(begin)

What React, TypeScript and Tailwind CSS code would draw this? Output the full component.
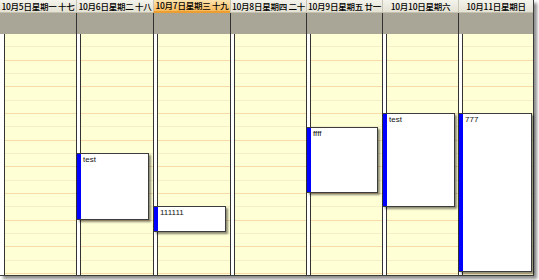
import React from "react";

type Ev = { top: string; h: string; w: string; text: string };
type Col = { label: string; w: string; sel?: boolean; ev?: Ev };

const cols: Col[] = [
  { label: "10月5日星期一 十七", w: "w-[76px]" },
  { label: "10月6日星期二 十八", w: "w-[77px]", ev: { top: "top-[119px]", h: "h-[67px]", w: "w-[72px]", text: "test" } },
  { label: "10月7日星期三 十九", w: "w-[77px]", sel: true, ev: { top: "top-[172px]", h: "h-[26px]", w: "w-[72px]", text: "111111" } },
  { label: "10月8日星期四 二十", w: "w-[76px]" },
  { label: "10月9日星期五 廿一", w: "w-[76px]", ev: { top: "top-[93px]", h: "h-[66px]", w: "w-[71px]", text: "ffff" } },
  { label: "10月10日星期六", w: "w-[76px]", ev: { top: "top-[79px]", h: "h-[94px]", w: "w-[72px]", text: "test" } },
  { label: "10月11日星期日", w: "w-[75px]", ev: { top: "top-[79px]", h: "h-[159px]", w: "w-[73px]", text: "777" } },
];

const rows = Array.from({ length: 19 }, (_, i) => i);

export default function App() {
  return (
    <div className="w-[539px] h-[280px] bg-white overflow-hidden">
      <div className="w-[534px] h-[276px] flex flex-col border-r border-b border-[#3a3a3a] shadow-[3px_3px_3px_rgba(0,0,0,0.45)]">
        {/* header */}
        <div className="flex h-[13px] shrink-0">
          {cols.map((c, i) => (
            <div
              key={i}
              className={`${c.w} h-full flex items-center justify-center whitespace-nowrap overflow-hidden text-[8.5px] font-medium leading-none tracking-[-0.25px] text-black ${
                i > 0 ? "border-l border-[#c8c5b4]" : ""
              } ${
                c.sel
                  ? "bg-gradient-to-b from-[#fde3ad] to-[#f8bb5c] border-b-2 border-b-[#ec9f30]"
                  : "bg-gradient-to-b from-[#f4f3ec] to-[#e4e2d4] border-b border-b-[#c4c1ae]"
              }`}
              style={{ fontFamily: '"Noto Sans CJK SC", "Noto Sans", sans-serif' }}
            >
              {c.label}
            </div>
          ))}
        </div>
        {/* gray band */}
        <div className="flex h-[21px] shrink-0">
          {cols.map((c, i) => (
            <div
              key={i}
              className={`${c.w} h-full bg-[#a9a698] ${i > 0 ? "border-l border-[#333333]" : ""}`}
            />
          ))}
        </div>
        {/* body */}
        <div className="flex flex-1 min-h-0">
          {cols.map((c, i) => (
            <div key={i} className={`${c.w} h-full relative flex`}>
              {i > 0 && <div className="w-px bg-[#333333]" />}
              <div className={i > 0 ? "w-[3px] bg-white" : "w-[4px] bg-white"} />
              <div className="w-px bg-[#333333]" />
              <div className="flex-1 bg-[#ffffd5] flex flex-col overflow-hidden">
                {rows.map((r) => (
                  <div
                    key={r}
                    className={`h-[13.333px] shrink-0 border-b ${
                      r % 2 === 1 ? "border-[#f7dcaa]" : "border-[#f5eec8]"
                    }`}
                  />
                ))}
              </div>
              {c.ev && (
                <div
                  className={`absolute left-[1px] ${c.ev.top} ${c.ev.h} ${c.ev.w} flex border-y border-r border-[#3c3c3c] shadow-[2px_2px_2px_rgba(0,0,0,0.45)]`}
                >
                  <div className="w-[4px] bg-[#0000ff]" />
                  <div
                    className="flex-1 bg-white pl-[2px] pt-[1px] text-[8px] leading-[9px] text-[#111]"
                    style={{ fontFamily: '"Liberation Sans", Arial, sans-serif' }}
                  >
                    {c.ev.text}
                  </div>
                </div>
              )}
            </div>
          ))}
        </div>
      </div>
    </div>
  );
}
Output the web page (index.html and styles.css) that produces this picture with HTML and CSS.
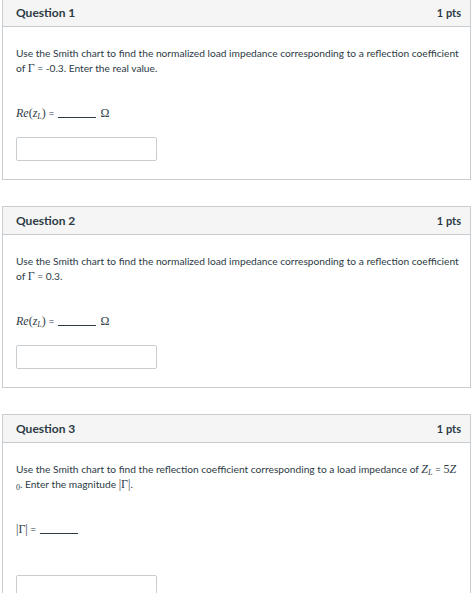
FILE: index.html
```html
<!DOCTYPE html>
<html>
<head>
<meta charset="utf-8">
<link rel="stylesheet" href="styles.css">
</head>
<body>
<div class="page">
  <div class="card">
    <div class="card-head"><span class="q-title">Question 1</span><span class="q-pts">1 pts</span></div>
    <div class="card-body">
      <p class="q-text">Use the Smith chart to find the normalized load impedance corresponding to a reflection coefficient of <span class="m">Γ</span> = -0.3. Enter the real value.</p>
      <p class="q-eq"><span class="m mi">Re</span><span class="m">(</span><span class="m mi">z</span><sub class="m mi sub">L</sub><span class="m">)</span> = <span class="blank"></span> <span class="m omega">Ω</span></p>
      <div class="answer"></div>
    </div>
  </div>
  <div class="card">
    <div class="card-head"><span class="q-title">Question 2</span><span class="q-pts">1 pts</span></div>
    <div class="card-body">
      <p class="q-text">Use the Smith chart to find the normalized load impedance corresponding to a reflection coefficient of <span class="m">Γ</span> = 0.3.</p>
      <p class="q-eq"><span class="m mi">Re</span><span class="m">(</span><span class="m mi">z</span><sub class="m mi sub">L</sub><span class="m">)</span> = <span class="blank"></span> <span class="m omega">Ω</span></p>
      <div class="answer"></div>
    </div>
  </div>
  <div class="card">
    <div class="card-head"><span class="q-title">Question 3</span><span class="q-pts">1 pts</span></div>
    <div class="card-body">
      <p class="q-text">Use the Smith chart to find the reflection coefficient corresponding to a load impedance of <span class="m mi">Z</span><sub class="m mi sub">L</sub> = <span class="m">5</span><span class="m mi">Z</span><br><sub class="m sub">0</sub>. Enter the magnitude <span class="m">|Γ|</span>.</p>
      <p class="q-eq"><span class="m">|Γ|</span> = <span class="blank"></span></p>
      <div class="answer answer-far"></div>
    </div>
  </div>
</div>
</body>
</html>
```
FILE: styles.css
```css
html, body {
  margin: 0;
  padding: 0;
  background: #ffffff;
}
body {
  font-family: Lato, "Liberation Sans", sans-serif;
  color: #2d3b45;
}
.page {
  margin-top: -2px;
  padding: 0 3px 0 2px;
}
.card {
  border: 1px solid #c7cdd1;
  margin-bottom: 26px;
  background: #fff;
}
.card-head {
  height: 27px;
  background: #f5f5f5;
  border-bottom: 1px solid #c7cdd1;
  display: flex;
  align-items: center;
  justify-content: space-between;
  padding: 0 9px 0 13px;
}
.q-title {
  font-weight: 700;
  font-size: 12px;
  color: #2d3b45;
}
.q-pts {
  font-weight: 700;
  font-size: 11px;
  color: #2d3b45;
}
.card-body {
  padding: 19px 4px 18px 13px;
}
.q-text {
  margin: 0;
  font-size: 10.2px;
  line-height: 15px;
}
.q-eq {
  margin: 30px 0 0 0;
  font-size: 10.2px;
  line-height: 15px;
}
.m {
  font-family: "Liberation Serif", "DejaVu Serif", serif;
  font-size: 12px;
  line-height: 1;
}
.mi {
  font-style: italic;
}
.sub {
  font-size: 8px;
  vertical-align: -2px;
  line-height: 0;
}
.blank {
  display: inline-block;
  width: 38px;
  border-bottom: 1px solid #2d3b45;
  vertical-align: -1px;
  margin-left: 1px;
}
.omega {
  margin-left: 2px;
}
.answer {
  margin-top: 16px;
  width: 139px;
  height: 22px;
  border: 1px solid #c7cdd1;
  border-radius: 2px;
  background: #fff;
}
.answer-far {
  margin-top: 38px;
}
```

(end)

YOUR OBJECTIVE:
Please quote the lines of the material, beginning with the first and ending with the one that contains "string; sel?: boolean;", exactly as written and without any pictures.

TASK SOLUTION:
What React, TypeScript and Tailwind CSS code would draw this? Output the full component.
import React from "react";

type Ev = { top: string; h: string; w: string; text: string };
type Col = { label: string; w: string; sel?: boolean; ev?: Ev };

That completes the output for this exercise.